Question 2? How to solve this performance issue.
Physical machine configuration has 4GB Ram and 250GB HD + Windows server 2008 R2 + SQL server 2008 R2 Standard Edition.
Virtual machine has the same Configuration
Update: The Problem is with the SQL Server in VM.
Question 1? Why its taking that much time to Run the same script in VM.
Question 2? How to solve this performance issue.
Both the batabases schema in Physical Machine and VM are identical. Other databases are also same. There was no indexing applied for that tables in both machines. Datatypes are same. harddisk as I said has the same configuration.
No RAID is done on both the machines.
Physical machine has the 2.67GHz RAM Quad Core and in the virtual machine has the
2.00GHz RAM Quad Core
Version of SQL PM:
Microsoft SQL Server 2008 R2 (RTM) - 10.50.1600.1 (X64) Apr 2 2010 15:48:46 Copyright (c) Microsoft Corporation Standard Edition (64-bit) on Windows NT 6.1 (Build 7601: Service Pack 1)
Version of SQL PM:
Microsoft SQL Server 2008 R2 (RTM) - 10.50.1600.1 (X64) Apr 2 2010 15:48:46 Copyright (c) Microsoft Corporation Standard Edition (64-bit) on Windows NT 6.1 (Build 7601: Service Pack 1) (Hypervisor)
I executed the script Execution plan for both are the same as there is no difference in plan.
Vendor is HP ML350 Machine.
There are almost 20 VM's on the same physical server out of which 7 servers are active.
There's an article about properly setting SQL's configuration for a VM implementation here: Best Practices for SQL Server. Below is an excerpt, though the article includes other tips and a good performance testing plan:
Storage configuration problems are the number one cause of SQL performance issues. Usually these problems arise because the DBA requests a virtual disk of the VI admin, the VI admin places the VMDK on a LUN that may or may not meet the DBA's performance needs. For instance:
VMs' VMDK files placed on VMFS volumes without enough spindles.
Many VMDK files placed on a single VMFS volume which could use more spindles.
Database and log files placed on the same LUN which, you guessed it, could use more spindles.

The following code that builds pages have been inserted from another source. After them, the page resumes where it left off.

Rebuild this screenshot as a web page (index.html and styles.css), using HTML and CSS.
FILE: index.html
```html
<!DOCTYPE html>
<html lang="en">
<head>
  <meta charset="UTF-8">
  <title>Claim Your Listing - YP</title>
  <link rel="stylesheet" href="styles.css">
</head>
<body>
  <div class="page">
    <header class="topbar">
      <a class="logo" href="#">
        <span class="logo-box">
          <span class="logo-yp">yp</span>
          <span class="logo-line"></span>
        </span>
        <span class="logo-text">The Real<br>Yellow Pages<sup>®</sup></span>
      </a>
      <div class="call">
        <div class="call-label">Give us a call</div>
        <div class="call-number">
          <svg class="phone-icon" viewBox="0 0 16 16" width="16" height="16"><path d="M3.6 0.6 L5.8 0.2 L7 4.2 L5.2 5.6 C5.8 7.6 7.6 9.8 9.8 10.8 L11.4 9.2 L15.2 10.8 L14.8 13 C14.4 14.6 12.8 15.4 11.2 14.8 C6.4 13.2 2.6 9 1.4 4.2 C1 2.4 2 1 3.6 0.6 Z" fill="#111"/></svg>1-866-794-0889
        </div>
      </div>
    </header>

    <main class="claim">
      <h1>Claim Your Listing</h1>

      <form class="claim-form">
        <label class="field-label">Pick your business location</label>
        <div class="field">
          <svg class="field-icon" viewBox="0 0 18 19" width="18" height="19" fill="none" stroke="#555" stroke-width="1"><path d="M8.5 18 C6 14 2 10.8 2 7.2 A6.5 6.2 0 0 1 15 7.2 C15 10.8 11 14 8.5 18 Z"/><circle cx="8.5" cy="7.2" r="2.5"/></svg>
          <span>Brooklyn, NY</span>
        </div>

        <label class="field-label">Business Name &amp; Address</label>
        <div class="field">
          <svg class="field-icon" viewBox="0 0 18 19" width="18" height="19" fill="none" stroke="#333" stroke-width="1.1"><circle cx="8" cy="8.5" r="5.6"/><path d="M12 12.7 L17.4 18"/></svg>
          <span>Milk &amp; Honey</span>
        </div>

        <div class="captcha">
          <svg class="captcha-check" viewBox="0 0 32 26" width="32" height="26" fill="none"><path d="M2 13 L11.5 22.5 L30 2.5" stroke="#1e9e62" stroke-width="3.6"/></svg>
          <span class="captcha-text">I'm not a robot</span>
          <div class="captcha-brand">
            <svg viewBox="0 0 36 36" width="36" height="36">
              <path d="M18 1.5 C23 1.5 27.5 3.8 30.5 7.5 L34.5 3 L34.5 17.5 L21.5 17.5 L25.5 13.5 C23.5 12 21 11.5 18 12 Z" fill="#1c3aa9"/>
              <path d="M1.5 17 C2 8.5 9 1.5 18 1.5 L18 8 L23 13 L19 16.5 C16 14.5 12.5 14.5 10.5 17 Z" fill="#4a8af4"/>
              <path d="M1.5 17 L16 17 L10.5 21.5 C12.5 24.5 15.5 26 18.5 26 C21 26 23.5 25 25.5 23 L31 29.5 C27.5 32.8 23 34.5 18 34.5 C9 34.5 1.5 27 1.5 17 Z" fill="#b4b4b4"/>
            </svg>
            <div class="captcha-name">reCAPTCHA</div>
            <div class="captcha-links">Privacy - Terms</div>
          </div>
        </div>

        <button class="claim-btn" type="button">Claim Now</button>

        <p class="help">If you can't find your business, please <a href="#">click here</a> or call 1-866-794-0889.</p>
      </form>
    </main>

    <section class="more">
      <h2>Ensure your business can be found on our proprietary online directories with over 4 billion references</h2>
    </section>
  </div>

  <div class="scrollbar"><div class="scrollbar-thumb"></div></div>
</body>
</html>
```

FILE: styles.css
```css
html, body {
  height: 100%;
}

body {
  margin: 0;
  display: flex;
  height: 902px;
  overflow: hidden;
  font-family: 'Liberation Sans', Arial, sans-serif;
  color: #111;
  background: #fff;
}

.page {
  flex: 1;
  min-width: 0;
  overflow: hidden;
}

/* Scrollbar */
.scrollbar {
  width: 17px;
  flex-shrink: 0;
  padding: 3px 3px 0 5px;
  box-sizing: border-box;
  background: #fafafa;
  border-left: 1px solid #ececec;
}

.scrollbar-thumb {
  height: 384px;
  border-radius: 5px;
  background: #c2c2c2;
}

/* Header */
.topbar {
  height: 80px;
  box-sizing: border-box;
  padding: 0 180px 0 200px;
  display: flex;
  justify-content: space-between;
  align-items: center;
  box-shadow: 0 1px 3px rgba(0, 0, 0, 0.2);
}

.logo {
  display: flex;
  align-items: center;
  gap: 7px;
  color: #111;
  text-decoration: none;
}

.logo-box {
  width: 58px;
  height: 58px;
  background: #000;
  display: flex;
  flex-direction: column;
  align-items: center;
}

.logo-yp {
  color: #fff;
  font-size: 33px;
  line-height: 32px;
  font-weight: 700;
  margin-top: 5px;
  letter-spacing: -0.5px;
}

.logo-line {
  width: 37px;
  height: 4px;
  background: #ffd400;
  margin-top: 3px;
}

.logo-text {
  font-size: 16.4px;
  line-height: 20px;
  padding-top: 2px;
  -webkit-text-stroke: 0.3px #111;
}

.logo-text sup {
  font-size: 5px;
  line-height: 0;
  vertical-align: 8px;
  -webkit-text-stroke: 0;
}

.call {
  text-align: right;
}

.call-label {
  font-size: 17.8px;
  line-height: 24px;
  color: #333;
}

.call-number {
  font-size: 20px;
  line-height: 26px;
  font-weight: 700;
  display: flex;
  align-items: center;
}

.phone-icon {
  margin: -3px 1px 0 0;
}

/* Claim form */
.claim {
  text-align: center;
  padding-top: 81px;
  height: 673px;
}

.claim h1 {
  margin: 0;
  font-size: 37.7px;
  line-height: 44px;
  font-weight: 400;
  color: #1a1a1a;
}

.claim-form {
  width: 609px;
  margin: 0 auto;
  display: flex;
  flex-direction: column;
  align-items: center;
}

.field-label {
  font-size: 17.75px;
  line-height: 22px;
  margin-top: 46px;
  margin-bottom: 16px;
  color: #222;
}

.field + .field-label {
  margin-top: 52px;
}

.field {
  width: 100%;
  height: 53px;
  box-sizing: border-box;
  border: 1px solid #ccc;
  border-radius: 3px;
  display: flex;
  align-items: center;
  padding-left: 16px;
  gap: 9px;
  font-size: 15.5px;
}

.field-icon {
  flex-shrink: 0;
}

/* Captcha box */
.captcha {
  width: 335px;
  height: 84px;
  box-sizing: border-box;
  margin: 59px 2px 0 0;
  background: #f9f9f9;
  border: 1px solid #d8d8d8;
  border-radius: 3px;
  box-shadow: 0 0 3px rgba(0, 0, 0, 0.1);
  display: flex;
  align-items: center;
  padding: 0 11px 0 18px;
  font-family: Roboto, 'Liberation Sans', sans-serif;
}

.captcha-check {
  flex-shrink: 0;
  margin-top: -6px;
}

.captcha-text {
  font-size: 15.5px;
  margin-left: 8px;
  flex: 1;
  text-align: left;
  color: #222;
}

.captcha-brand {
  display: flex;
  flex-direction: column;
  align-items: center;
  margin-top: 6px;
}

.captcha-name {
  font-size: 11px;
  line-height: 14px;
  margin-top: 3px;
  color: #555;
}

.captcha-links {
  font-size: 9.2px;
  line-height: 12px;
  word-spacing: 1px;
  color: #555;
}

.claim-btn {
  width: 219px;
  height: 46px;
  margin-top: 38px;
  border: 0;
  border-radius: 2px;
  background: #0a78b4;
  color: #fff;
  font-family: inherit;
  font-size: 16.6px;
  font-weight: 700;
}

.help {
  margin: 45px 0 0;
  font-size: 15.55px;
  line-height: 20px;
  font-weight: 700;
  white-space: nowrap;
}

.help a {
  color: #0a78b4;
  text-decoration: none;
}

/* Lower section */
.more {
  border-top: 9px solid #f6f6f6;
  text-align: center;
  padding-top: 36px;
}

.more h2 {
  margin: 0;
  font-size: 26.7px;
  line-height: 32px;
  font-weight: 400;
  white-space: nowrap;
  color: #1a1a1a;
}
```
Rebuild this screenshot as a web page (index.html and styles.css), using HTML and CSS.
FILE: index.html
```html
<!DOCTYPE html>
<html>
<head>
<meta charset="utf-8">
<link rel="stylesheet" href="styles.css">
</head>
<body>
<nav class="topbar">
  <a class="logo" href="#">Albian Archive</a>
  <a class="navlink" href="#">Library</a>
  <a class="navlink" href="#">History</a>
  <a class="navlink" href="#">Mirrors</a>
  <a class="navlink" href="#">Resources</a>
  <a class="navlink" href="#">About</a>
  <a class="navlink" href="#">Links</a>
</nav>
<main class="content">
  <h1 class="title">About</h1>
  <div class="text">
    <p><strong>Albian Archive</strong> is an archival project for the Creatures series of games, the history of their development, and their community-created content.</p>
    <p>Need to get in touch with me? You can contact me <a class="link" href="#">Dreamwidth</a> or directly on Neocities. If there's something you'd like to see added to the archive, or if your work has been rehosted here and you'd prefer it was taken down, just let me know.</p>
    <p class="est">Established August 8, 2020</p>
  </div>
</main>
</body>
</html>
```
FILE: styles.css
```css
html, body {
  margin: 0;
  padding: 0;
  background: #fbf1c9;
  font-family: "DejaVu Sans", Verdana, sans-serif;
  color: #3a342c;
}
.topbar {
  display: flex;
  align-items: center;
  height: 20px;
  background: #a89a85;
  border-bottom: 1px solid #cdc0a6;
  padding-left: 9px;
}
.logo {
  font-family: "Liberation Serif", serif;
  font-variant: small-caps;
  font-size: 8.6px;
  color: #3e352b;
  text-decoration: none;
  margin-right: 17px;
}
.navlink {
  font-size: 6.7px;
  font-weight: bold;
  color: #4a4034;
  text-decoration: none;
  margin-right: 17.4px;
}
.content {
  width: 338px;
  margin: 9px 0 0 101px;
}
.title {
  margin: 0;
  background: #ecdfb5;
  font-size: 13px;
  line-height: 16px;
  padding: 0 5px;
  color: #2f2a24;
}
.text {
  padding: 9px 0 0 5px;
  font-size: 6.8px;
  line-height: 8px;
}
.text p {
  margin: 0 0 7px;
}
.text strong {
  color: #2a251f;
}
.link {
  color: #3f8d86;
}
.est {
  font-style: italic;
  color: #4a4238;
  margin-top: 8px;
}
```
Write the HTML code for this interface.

This may be obvious to some, but this problem occurs again and again. The VI administrator should be aware of a few technical items that can help understand and avoid this problem:
Based on the IO demands of the DB files, a certain number of
spindles should be guaranteed to this file. This means that its
VMDK must be placed on a VMFS volume to accout for the SQL Server's
demands and all of the other demands on that volume.
Mixing sequential activity (such as log file update) and random activity
(such as database access) results in random behavior. This means
that the LUN configuration in the pre-virtual physical environment
may not be sufficient for the consolidated environment. This is
discussed some in Storage Performance: VMFS and Protocols.
When storage isn't meeting the SQL Server's demands, the device latency
or kernel latency (queueing time) will increase. Read up on these
counters in Storage Performance Analysis and Monitoring.
The most common cause for this problem is the lack of RAM. Having everything setup on a small 4GB RAM machine is your problem.
When you try to load those 150k rows into memory (remember, everything that happens in SSIS is in memory), a lot of those rows are being handled by your pagefile.
Pagefile on your VM is a lot slower than the one on your physical machine.
To solve this, increase the amount of RAM on your virtual machine.
I have a similar problem.
Two client machines (one physical, one virtual) execute a batch using SQLCMD. This batch calls a Stored procedure on a physical server (so it's not a memory problem since the elaboration is only on server side).
The batch executed from the physical machine takes 20 minutes. The batch executed from the virtual machine takes 1 hour and 20 minutes.
Using SQL profiler I noted that in the case of slow execution there is a wait type ASYNC_NETWORK_IO.
Probably the virtualized network layer is not optimized.
Could you run a SQL profiler and check if you see the wait type ASYNC_NETWORK_IO?